Metropolitan News-Enterprise

 

Tuesday, January 9, 2007

 

Page 1

 

High Court Will Not Block Anti-Terrorism Trial of Local Residents

 

From Staff and Wire Service Reports

 

The U.S. Supreme Court yesterday declined to hear a challenge to an indictment charging seven Los Angeles residents with aiding an Iranian opposition group that has been designated as a foreign terrorist organization.

The justices, without comment, left standing a 2004 ruling of the Ninth U.S. Circuit Court of Appeals that while the government’s order making such a designation may be appealed by the group, it cannot be collaterally attacked by persons charged with a criminal offense of having contributed “material support” to a group so designated.

That ruling overturned a decision by Senior U.S. District Judge Robert Takasugi of the Central District of California, who held that the law violates the First Amendment and the right of free association because it does not allow a defendant to contest the government’s determination that the designated organization engages in or furthers terrorism.

The appellate panel reinstated an indictment charging seven Los Angeles residents with raising money for a terror organization with links to Saddam Hussein.

About 30 groups are currently designated as foreign terrorist organizations under the law, part of the Antiterrorism and Effective Death Penalty Act of 1996. Prosecutions of individuals under the statute were rare before Sept. 11, 2001, but the administration subsequently has used it to win dozens of terror convictions nationwide, from Lackawanna, N.Y., to Seattle and Portland, Ore.

Opposition Group

The defendants whose petition the high court declined to hear— Hossein Afshari, Mohammad Omidvar, Hassan Rezaie, Roya Rahmani, Navid Taj, Mustafa Ahmady, and Alireza Mohamad Moradi—were indicted in 2001 indictment on charges of funneling several hundred thousand dollars to the Mujahedin-e Khalq, or MEK.

According to the indictment, the Los Angeles defendants solicited donations at the Los Angeles International Airport and wired money to an MEK bank account in Turkey.

The group is also known as the People’s Mojahedin Organization of Iran or the National Council of Resistance for Iran, among other names. It began as a Marxist opposition group to the Shah of Iran, but when the Islamist regime took hold following the Shah’s overthrow, its members fled to France before establishing a base of operations in border areas of Iraq.

The government alleged that the organization was engaged in anti-Iran terrorism with the support of Saddam Hussein’s regime in Iraq between 1997 and 2001. It was designated a terrorist organization in 1997 and has been re-designated as such every two years since.

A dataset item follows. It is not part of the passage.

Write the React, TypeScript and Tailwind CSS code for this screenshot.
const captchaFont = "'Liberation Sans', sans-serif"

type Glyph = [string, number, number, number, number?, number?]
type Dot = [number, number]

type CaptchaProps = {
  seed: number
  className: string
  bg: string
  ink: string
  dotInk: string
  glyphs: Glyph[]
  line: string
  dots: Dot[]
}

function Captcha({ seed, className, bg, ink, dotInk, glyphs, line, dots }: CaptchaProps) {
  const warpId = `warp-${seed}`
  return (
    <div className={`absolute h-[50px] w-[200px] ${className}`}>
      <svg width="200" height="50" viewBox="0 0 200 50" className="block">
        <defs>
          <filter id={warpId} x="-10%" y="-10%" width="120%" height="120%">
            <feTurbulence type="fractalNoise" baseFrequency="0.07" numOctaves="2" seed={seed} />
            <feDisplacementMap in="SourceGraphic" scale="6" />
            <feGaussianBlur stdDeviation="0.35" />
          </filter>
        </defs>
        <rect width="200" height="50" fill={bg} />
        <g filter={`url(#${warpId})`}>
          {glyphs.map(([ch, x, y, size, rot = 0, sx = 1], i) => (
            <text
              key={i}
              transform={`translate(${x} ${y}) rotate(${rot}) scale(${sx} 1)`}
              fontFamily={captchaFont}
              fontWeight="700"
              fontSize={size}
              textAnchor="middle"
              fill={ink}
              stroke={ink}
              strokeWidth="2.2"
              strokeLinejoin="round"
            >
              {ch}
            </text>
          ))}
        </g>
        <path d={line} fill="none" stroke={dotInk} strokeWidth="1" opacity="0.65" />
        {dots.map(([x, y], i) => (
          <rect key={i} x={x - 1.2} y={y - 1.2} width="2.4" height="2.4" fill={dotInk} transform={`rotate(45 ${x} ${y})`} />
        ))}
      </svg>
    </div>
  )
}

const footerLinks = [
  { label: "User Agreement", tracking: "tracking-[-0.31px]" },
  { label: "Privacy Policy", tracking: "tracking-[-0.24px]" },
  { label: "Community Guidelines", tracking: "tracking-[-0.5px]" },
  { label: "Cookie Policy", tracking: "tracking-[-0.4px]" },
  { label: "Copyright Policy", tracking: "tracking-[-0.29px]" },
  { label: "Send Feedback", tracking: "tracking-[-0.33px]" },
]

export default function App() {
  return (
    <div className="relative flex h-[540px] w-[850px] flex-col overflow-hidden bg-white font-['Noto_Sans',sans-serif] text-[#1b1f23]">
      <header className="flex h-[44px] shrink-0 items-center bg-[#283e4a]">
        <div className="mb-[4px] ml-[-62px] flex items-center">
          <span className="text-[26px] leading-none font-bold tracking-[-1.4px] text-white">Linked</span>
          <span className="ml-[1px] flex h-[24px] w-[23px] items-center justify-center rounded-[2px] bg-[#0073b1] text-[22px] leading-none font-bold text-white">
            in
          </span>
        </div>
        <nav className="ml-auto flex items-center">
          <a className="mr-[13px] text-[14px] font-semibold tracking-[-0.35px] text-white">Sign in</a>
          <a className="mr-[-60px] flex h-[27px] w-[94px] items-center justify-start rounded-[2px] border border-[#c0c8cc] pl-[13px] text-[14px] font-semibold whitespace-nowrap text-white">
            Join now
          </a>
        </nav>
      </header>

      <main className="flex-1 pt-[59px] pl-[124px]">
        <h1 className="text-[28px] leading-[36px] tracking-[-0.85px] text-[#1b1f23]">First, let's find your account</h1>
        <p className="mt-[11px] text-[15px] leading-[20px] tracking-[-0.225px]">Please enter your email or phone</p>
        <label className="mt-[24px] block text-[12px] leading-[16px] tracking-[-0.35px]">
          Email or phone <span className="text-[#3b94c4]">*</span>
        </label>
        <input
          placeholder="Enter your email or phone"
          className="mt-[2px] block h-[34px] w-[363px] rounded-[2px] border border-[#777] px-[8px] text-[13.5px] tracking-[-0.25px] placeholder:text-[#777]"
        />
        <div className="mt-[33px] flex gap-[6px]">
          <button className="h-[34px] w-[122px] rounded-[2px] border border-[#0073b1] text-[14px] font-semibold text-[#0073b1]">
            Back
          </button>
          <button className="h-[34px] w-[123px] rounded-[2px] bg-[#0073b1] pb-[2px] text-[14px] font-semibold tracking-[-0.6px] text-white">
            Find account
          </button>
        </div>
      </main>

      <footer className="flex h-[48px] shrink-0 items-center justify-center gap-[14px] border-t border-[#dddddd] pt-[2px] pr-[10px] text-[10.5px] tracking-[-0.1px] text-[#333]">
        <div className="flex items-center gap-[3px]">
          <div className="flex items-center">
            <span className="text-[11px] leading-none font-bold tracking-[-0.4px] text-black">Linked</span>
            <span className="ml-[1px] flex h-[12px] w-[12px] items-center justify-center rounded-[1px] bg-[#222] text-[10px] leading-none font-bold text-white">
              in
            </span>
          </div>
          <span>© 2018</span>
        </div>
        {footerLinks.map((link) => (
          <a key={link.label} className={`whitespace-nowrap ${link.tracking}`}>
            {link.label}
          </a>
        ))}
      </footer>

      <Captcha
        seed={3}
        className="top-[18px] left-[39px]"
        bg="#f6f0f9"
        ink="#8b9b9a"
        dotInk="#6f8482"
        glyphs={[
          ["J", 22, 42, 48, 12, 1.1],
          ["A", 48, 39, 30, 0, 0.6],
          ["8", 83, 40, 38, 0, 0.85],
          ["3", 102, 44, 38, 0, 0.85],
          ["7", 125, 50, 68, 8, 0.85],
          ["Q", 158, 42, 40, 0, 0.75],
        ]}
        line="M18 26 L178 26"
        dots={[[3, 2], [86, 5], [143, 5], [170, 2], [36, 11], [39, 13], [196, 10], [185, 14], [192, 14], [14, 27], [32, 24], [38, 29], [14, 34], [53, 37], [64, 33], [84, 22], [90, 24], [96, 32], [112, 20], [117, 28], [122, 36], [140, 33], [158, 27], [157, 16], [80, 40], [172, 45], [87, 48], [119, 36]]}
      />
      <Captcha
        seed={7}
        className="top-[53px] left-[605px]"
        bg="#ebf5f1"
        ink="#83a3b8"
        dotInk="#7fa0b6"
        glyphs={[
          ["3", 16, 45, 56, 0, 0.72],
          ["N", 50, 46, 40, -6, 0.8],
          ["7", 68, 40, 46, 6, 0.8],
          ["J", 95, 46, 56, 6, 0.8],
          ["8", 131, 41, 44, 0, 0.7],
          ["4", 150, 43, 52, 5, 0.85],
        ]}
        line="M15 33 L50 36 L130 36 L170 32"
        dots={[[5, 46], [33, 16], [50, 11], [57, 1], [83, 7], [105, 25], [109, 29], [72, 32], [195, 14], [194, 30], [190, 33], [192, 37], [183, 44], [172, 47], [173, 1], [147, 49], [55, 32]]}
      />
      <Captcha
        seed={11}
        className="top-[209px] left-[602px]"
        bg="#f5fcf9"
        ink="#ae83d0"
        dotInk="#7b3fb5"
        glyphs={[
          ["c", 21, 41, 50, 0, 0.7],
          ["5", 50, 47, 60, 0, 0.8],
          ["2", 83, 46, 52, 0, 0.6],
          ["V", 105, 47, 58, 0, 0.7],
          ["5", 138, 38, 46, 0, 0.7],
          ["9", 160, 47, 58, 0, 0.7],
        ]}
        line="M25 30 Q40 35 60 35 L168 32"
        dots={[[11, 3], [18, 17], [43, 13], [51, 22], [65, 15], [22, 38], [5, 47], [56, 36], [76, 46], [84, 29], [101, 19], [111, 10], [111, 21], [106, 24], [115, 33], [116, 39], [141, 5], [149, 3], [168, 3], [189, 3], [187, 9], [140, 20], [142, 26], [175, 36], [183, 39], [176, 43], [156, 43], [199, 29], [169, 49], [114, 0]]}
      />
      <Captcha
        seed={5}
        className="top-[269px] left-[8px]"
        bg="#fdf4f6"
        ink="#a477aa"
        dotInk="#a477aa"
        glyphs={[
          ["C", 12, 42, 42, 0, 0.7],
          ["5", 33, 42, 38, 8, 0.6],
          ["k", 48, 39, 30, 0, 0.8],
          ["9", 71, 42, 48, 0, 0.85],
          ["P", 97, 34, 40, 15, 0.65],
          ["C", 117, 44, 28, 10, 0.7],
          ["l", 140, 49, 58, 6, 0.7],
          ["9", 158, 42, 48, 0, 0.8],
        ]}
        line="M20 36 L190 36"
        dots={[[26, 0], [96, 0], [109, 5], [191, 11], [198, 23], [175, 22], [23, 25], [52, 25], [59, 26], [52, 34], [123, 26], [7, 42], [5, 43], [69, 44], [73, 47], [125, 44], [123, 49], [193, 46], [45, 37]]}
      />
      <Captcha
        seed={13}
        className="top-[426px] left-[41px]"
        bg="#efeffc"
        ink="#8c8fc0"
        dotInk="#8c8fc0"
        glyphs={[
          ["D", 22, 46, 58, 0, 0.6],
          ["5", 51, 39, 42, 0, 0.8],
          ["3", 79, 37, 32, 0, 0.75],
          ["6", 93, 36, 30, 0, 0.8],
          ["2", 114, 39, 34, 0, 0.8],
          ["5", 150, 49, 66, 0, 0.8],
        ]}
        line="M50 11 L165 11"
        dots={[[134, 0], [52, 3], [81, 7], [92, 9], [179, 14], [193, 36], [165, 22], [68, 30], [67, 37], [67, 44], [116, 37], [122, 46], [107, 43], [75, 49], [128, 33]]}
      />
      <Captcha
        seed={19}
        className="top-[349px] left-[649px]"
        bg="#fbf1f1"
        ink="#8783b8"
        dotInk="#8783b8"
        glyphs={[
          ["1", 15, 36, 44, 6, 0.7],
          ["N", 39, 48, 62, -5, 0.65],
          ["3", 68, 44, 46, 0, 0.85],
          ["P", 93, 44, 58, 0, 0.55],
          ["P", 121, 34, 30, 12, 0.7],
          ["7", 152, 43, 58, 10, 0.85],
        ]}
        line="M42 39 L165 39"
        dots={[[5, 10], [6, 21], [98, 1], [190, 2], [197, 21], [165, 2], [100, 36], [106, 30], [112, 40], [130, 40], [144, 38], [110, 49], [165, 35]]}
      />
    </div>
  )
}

During the U.S.-led invasion of Iraq, the U.S. military briefly bombed MEK camps until the group capitulated and agreed to disarm.

Statutory Review Period

The statute allows an organization 30 days to seek review of the designation or re-designation in the U.S. Court of Appeals for the D.C. Circuit. The State Department is required to file an administrative record to enable the court to determine whether the designation was contrary to law or unsupported by substantial evidence.

The MEK unsuccessfully contested the original designation. Its challenge to the 1999 renewal was initially successful, but the State Department upheld its original decision on remand and the court affirmed on the basis of an expanded administrative record.

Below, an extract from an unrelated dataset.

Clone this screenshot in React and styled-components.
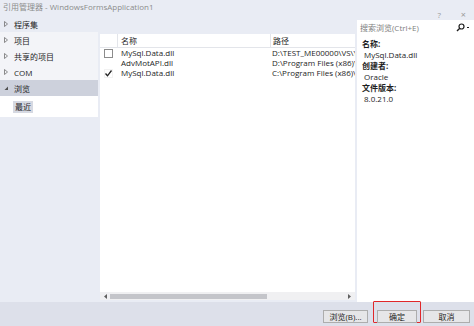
import React from "react";
import styled, { createGlobalStyle } from "styled-components";

const Global = createGlobalStyle`
  html, body { margin: 0; padding: 0; background: #e9ecf4; }
  * { box-sizing: border-box; }
`;

const font = `"Open Sans", "Noto Sans CJK SC", sans-serif`;

const Window = styled.div`
  width: 474px;
  height: 326px;
  background: #e9ecf4;
  font-family: ${font};
  font-size: 8px;
  color: #1e1e1e;
  display: flex;
  flex-direction: column;
  overflow: hidden;
`;

const TitleBar = styled.div`
  height: 16px;
  display: flex;
  align-items: flex-start;
  padding: 2px 8px 0 3px;
  color: #8c8c8c;
  line-height: 10px;
`;

const Title = styled.div`
  flex: 1;
`;

const TitleButton = styled.span`
  margin-top: 8px;
  margin-left: ${(p) => p.gap || 0}px;
  color: #9a9a9a;
  font-size: ${(p) => p.size || 8}px;
`;

const Body = styled.div`
  flex: 1;
  display: grid;
  grid-template-columns: 98px 255px 117px;
  column-gap: 2px;
  min-height: 0;
`;

const Nav = styled.div`
  display: flex;
  flex-direction: column;
`;

const NavRow = styled.div`
  height: 16px;
  display: flex;
  align-items: center;
  padding-left: 4px;
  gap: 6px;
  background: ${(p) => (p.selected ? "#cdd1dc" : p.light ? "#f3f4f8" : "transparent")};
`;

const NavSub = styled.div`
  height: 21px;
  background: #ffffff;
  display: flex;
  align-items: center;
  padding-left: 13px;
`;

const SubTag = styled.span`
  background: #d6d9e2;
  padding: 1px 2px;
  line-height: 10px;
`;

const Middle = styled.div`
  padding-top: 18px;
  display: flex;
  flex-direction: column;
  padding-bottom: 2px;
`;

const ListPanel = styled.div`
  flex: 1;
  background: #ffffff;
  display: flex;
  flex-direction: column;
  min-height: 0;
`;

const Columns = styled.div`
  display: grid;
  grid-template-columns: 17px 153px 85px;
  overflow: hidden;
`;

const HeaderCell = styled.div`
  height: 14px;
  display: flex;
  align-items: center;
  padding-left: ${(p) => p.pad || 0}px;
  border-bottom: 1px solid #e3e5ea;
  border-left: ${(p) => (p.divider ? "1px solid #e3e5ea" : "none")};
  white-space: nowrap;
`;

const Cell = styled.div`
  height: 10px;
  line-height: 10px;
  padding-left: ${(p) => p.pad || 0}px;
  white-space: nowrap;
  overflow: hidden;
  display: flex;
  align-items: center;
  justify-content: ${(p) => (p.center ? "center" : "flex-start")};
`;

const Spacer = styled.div`
  flex: 1;
`;

const HScroll = styled.div`
  height: 8px;
  background: #f0f0f2;
  display: flex;
  align-items: center;
  padding: 0 4px;
  gap: 3px;
`;

const Thumb = styled.div`
  width: 157px;
  height: 5px;
  background: #c4c5ca;
`;

const Right = styled.div`
  display: flex;
  flex-direction: column;
`;

const Search = styled.div`
  margin-top: 4px;
  height: 14px;
  background: #ffffff;
  display: flex;
  align-items: center;
  padding: 0 4px 0 3px;
  color: #7e7e7e;
`;

const Details = styled.div`
  flex: 1;
  background: #ffffff;
  padding: 4px 5px;
  line-height: 11px;
`;

const Label = styled.div`
  font-weight: bold;
`;

const Value = styled.div`
  padding-left: 2px;
`;

const Footer = styled.div`
  height: 24px;
  background: #dde0ea;
  display: flex;
  justify-content: flex-end;
  align-items: flex-end;
  padding: 0 4px 3px 0;
`;

const Button = styled.div`
  width: ${(p) => p.w}px;
  height: 13px;
  background: #e6e6e8;
  border: 1px solid #adadad;
  display: flex;
  align-items: center;
  justify-content: center;
  line-height: 10px;
`;

const Mark = styled.div`
  height: 22px;
  margin: 0 2px 0 5px;
  padding: 8px 3px 0;
  border: 1.5px solid #e0282a;
  border-radius: 1px;
  display: flex;
  align-items: flex-start;
`;

const Collapsed = () => (
  <svg width="4" height="6" viewBox="0 0 4 6">
    <path d="M0.5 0.5 L3.5 3 L0.5 5.5 Z" fill="none" stroke="#707070" strokeWidth="0.8" />
  </svg>
);

const Expanded = () => (
  <svg width="4" height="6" viewBox="0 0 4 6">
    <path d="M4 1.5 L4 5 L0.5 5 Z" fill="#505050" />
  </svg>
);

const Check = ({ checked }) => (
  <svg width="9" height="9" viewBox="0 0 9 9">
    <rect x="0.5" y="0.5" width="8" height="8" fill="#fff" stroke={checked ? "#f2f2f2" : "#8c8c8c"} />
    {checked && <path d="M1.5 4.5 L3.5 6.8 L7.5 1.5" fill="none" stroke="#222" strokeWidth="1.3" />}
  </svg>
);

const SearchIcon = () => (
  <svg width="14" height="9" viewBox="0 0 14 9">
    <circle cx="5.5" cy="3.5" r="2.5" fill="none" stroke="#1e1e1e" strokeWidth="1.2" />
    <path d="M3.8 5.2 L1 8" stroke="#1e1e1e" strokeWidth="1.4" />
    <path d="M11 4.5 L13 4.5" stroke="#1e1e1e" strokeWidth="1" />
  </svg>
);

const Arrow = ({ dir }) => (
  <svg width="3" height="5" viewBox="0 0 3 5">
    <path d={dir === "left" ? "M3 0 L0 2.5 L3 5 Z" : "M0 0 L3 2.5 L0 5 Z"} fill="#606060" />
  </svg>
);

const navItems = [
  { label: "程序集" },
  { label: "项目", light: true },
  { label: "共享的项目", light: true },
  { label: "COM", light: true },
];

const rows = [
  { check: "empty", name: "MySql.Data.dll", path: "D:\\TEST_ME00000\\VS\\Y" },
  { check: null, name: "AdvMotAPI.dll", path: "D:\\Program Files (x86)\\A" },
  { check: "checked", name: "MySql.Data.dll", path: "C:\\Program Files (x86)\\M" },
];

export default function App() {
  return (
    <Window>
      <Global />
      <TitleBar>
        <Title>引用管理器 - WindowsFormsApplication1</Title>
        <TitleButton>?</TitleButton>
        <TitleButton gap={20} size={9}>×</TitleButton>
      </TitleBar>
      <Body>
        <Nav>
          {navItems.map((item) => (
            <NavRow key={item.label} light={item.light}>
              <Collapsed />
              {item.label}
            </NavRow>
          ))}
          <NavRow selected>
            <Expanded />
            浏览
          </NavRow>
          <NavSub>
            <SubTag>最近</SubTag>
          </NavSub>
        </Nav>
        <Middle>
          <ListPanel>
            <Columns>
              <HeaderCell />
              <HeaderCell divider pad={3}>名称</HeaderCell>
              <HeaderCell divider pad={2}>路径</HeaderCell>
              {rows.map((r, i) => (
                <React.Fragment key={i}>
                  <Cell center>{r.check && <Check checked={r.check === "checked"} />}</Cell>
                  <Cell pad={4}>{r.name}</Cell>
                  <Cell pad={2}>{r.path}</Cell>
                </React.Fragment>
              ))}
            </Columns>
            <Spacer />
            <HScroll>
              <Arrow dir="left" />
              <Thumb />
              <Spacer />
              <Arrow dir="right" />
            </HScroll>
          </ListPanel>
        </Middle>
        <Right>
          <Search>
            <Spacer>搜索浏览(Ctrl+E)</Spacer>
            <SearchIcon />
          </Search>
          <Details>
            <Label>名称:</Label>
            <Value>MySql.Data.dll</Value>
            <Label>创建者:</Label>
            <Value>Oracle</Value>
            <Label>文件版本:</Label>
            <Value>8.0.21.0</Value>
          </Details>
        </Right>
      </Body>
      <Footer>
        <Button w={45}>浏览(B)...</Button>
        <Mark>
          <Button w={40}>确定</Button>
        </Mark>
        <Button w={47}>取消</Button>
      </Footer>
    </Window>
  );
}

The group also lost appeals in 2001 and 2003. Its petition to the Supreme Court was supported by more than 150 members of Congress, led by Reps. Robert Filner, a Democrat from San Diego, and Republican Tom Tancredo of Colorado.

Supporters of the group have argued that the designations by the Clinton and Bush administrations were factually unsupportable and were motivated by a desire to appease Iran.

In his opinion for the Ninth Circuit, Judge Andrew Kleinfeld said the government need only prove the “fact that a particular organization was designated at the time the material support was given, not whether the government made a correct designation.” The government, he noted, alleges that the defendants were told about the designation before they sent money to the MEK.

 He distinguished a case in which the U.S. Supreme Court struck down an Alabama obscenity conviction because the defendant, a news stand operator, was not allowed to contest a local agency’s conclusion that the material in question was, in fact, obscene.

When the issue is foreign terrorism, the judge said, “the stakes and incentives are far different” than in an obscenity case in which the initial determination is made by a mere local agency. The judgment of the administrative branch in the former case is entitled to great deference, Kleinfeld said in an opinion joined by Judges Kim McLane Wardlaw and William A. Fletcher.

The Fourth Circuit earlier reached a similar conclusion in upholding the conviction of a man who funneled money to the militant Hezbollah organization while insisting he had a right to challenge that group’s listing.